PROBLEM DESCRIPTION.
Check every line of the data below for the string "page", and copy the ones that hold it.

◆ ◆ ◆ ◆ ◆ ◆ ◆

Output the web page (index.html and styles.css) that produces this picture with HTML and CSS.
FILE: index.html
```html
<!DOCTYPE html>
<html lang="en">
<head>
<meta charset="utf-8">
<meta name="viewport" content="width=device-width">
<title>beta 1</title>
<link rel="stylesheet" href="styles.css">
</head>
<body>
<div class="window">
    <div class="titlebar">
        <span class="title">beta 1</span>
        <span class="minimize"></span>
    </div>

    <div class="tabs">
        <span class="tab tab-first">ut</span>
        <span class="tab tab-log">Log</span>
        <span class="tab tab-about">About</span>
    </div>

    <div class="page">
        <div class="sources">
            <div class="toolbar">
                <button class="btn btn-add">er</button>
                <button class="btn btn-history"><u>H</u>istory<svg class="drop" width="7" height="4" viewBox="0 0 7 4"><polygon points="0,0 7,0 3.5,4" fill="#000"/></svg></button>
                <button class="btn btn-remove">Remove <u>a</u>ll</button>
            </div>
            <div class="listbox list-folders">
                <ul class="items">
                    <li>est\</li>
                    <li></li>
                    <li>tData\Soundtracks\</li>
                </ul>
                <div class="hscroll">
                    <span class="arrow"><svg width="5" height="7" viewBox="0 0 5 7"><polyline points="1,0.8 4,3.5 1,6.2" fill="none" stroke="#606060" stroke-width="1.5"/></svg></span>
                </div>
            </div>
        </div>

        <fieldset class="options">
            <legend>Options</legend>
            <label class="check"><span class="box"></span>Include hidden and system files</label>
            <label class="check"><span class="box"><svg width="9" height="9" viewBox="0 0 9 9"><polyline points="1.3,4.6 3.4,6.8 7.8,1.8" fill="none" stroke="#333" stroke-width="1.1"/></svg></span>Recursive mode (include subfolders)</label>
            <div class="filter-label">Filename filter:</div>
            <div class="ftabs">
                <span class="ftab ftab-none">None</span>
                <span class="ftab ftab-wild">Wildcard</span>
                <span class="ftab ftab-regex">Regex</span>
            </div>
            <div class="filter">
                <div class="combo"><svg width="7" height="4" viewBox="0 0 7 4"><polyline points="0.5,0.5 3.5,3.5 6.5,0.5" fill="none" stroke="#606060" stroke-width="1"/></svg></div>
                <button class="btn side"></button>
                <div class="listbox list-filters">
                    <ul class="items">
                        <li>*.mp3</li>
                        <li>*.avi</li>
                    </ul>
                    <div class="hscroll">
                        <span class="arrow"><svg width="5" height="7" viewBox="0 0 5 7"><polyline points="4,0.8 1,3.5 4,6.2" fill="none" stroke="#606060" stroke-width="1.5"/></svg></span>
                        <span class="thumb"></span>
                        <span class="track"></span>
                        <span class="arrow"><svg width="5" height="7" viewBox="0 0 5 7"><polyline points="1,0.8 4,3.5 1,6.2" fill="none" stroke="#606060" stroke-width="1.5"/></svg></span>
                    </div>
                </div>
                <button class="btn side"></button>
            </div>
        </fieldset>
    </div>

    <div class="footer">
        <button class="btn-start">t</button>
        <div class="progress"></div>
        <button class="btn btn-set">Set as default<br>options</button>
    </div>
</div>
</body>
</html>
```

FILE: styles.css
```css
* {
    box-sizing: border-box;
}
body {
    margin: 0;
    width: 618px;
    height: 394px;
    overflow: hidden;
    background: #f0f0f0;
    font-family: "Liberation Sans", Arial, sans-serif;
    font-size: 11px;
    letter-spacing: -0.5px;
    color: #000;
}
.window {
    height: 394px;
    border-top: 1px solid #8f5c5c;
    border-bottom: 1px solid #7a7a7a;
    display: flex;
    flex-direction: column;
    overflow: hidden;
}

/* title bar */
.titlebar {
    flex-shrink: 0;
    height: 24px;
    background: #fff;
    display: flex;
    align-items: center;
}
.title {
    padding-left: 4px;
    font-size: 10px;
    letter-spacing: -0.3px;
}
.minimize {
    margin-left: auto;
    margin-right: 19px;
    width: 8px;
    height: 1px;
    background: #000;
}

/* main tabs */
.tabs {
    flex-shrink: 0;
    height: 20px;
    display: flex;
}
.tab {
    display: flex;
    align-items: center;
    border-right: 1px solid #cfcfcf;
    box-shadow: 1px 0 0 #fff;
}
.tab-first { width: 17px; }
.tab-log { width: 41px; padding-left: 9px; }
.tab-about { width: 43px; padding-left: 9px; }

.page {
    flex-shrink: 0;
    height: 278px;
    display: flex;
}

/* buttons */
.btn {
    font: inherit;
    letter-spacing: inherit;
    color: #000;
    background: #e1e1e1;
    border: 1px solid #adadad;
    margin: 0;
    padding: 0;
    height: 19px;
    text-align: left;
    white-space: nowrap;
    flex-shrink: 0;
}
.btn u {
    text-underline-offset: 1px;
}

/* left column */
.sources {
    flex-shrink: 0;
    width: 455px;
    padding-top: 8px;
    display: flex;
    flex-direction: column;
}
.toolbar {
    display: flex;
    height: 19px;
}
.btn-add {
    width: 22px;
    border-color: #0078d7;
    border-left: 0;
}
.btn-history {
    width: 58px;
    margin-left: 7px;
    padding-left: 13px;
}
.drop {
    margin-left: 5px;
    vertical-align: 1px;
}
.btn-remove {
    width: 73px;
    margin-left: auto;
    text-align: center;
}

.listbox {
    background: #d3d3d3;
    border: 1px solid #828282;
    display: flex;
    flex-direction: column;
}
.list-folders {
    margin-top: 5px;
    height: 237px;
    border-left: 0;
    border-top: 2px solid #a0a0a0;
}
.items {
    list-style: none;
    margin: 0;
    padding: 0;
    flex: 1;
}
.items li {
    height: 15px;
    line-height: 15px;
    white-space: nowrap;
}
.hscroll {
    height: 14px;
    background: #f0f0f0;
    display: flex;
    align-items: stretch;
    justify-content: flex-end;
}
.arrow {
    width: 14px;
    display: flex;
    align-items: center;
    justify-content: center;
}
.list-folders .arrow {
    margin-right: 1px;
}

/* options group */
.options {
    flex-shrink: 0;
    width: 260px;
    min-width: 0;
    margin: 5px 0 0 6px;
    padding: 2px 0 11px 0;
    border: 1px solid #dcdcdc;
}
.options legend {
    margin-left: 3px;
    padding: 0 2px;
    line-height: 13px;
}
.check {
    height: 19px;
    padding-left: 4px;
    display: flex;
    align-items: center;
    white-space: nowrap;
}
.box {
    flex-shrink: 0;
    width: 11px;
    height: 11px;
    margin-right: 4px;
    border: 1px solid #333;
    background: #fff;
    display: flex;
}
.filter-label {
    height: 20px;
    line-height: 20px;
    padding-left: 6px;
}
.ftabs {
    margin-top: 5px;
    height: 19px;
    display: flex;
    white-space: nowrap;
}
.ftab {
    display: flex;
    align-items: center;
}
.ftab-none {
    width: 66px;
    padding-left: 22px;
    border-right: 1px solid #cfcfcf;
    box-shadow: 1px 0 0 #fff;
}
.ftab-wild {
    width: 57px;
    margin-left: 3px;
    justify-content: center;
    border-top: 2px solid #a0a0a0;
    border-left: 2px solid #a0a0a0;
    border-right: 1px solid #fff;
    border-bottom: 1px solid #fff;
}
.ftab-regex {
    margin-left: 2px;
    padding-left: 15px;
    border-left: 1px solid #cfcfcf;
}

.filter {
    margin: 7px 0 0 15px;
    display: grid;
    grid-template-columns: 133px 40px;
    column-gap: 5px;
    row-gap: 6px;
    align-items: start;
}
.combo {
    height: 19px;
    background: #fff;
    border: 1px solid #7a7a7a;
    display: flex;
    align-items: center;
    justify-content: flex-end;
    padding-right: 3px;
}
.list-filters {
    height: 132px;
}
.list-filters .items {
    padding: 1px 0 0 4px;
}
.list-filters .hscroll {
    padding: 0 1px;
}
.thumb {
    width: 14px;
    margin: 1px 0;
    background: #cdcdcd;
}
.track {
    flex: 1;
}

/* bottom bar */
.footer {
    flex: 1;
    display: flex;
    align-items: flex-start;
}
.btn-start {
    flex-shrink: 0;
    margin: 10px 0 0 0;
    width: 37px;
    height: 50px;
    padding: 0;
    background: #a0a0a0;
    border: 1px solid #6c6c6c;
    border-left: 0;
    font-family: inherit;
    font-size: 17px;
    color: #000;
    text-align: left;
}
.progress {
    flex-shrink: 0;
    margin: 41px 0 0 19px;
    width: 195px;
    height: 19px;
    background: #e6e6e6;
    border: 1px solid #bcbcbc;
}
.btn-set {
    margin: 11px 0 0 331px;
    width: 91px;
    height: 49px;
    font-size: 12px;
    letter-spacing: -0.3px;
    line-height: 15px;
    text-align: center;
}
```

◆ ◆ ◆ ◆ ◆ ◆ ◆

EXERCISE ANSWER.
Output the web page (index.html and styles.css) that produces this picture with HTML and CSS.
    <div class="page">
.page {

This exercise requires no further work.